What drew you to writing a book about Harry Hopkins, one of America’s forgotten heroes?

It was my History tutor at St. Andrews University in Scotland who first drew my attention to Harry Hopkins. He was a cigar smoking Texan whose name I have sadly forgotten. We were studying  the FDR presidency and it became clear that in the unlikely figure of Hopkins FDR had found a trusted counselor, a confidante  and a friend who actually moved into the White House and took  up residence in Abe Lincoln’s old study on the second floor.

I say unlikely because Hopkins was a real Washington outsider, politically very much a man of the left from the mid-west, who had been appointed to spearhead some of the more radical programs of the New Deal. Republicans hated him for his political views and Democrats distrusted someone who had never been elected to office yet occupied a key role in FDR’s inner circle.

This was the man who the President decided to send to London at the height of the Blitz in Jan 1941 to find out whether Britain could survive. The American Ambassador, Jo Kennedy, had been withdrawn a few months earlier after suggesting that Britain would never win the war and should negotiate peace terms with Hitler. FDR did not trust Kennedy and sent Hopkins to find the truth.

On the face of it this was an extraordinary choice. Hopkins, as noted, was possessed of radical views and was openly hostile to the idea of the British Empire, as indeed was his boss in the White House. He had never been to London and what he knew of Winston Churchill he naturally disliked.

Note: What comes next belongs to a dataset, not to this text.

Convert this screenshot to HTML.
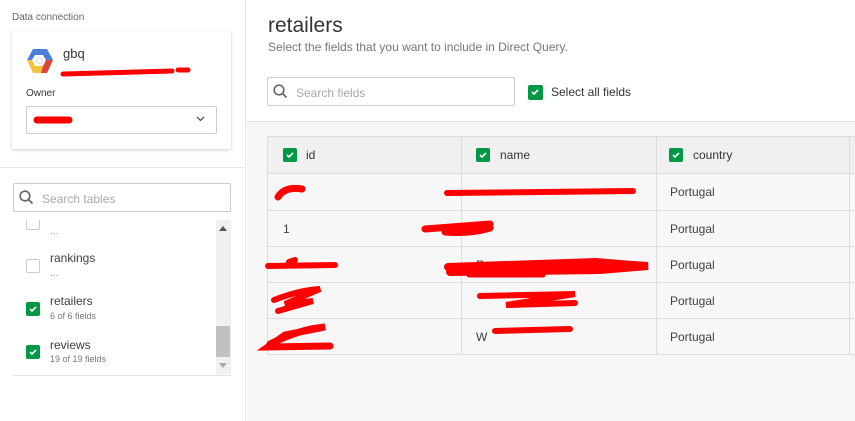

The relationship that developed between these two very different men fascinated me then and now – hence the book.

After Hopkins’ incredible contribution to American and British history, why do you think most people don’t even know who he is?

Historians have understandably concentrated on the two great figures that dominated the wartime transatlantic relationship, FDR and Churchill. Both men were geniuses of giant character who laid big shadows over the events of the time. Inevitably this meant that the vital work of the men and women who served them tended to be overlooked by journalists at the time and historians subsequently. 

Added to that, as I have said, Hopkins was never popular in Washington and never wrote a book or left a memoir to tell his story. Thus for a long time his role did not receive the attention it deserved.  The fact that FDR used Hopkins on two wartime missions to see Stalin in Moscow and that President Truman sent him back to Russia in 1945 has even led to suggestions that Hopkins was a Soviet agent. 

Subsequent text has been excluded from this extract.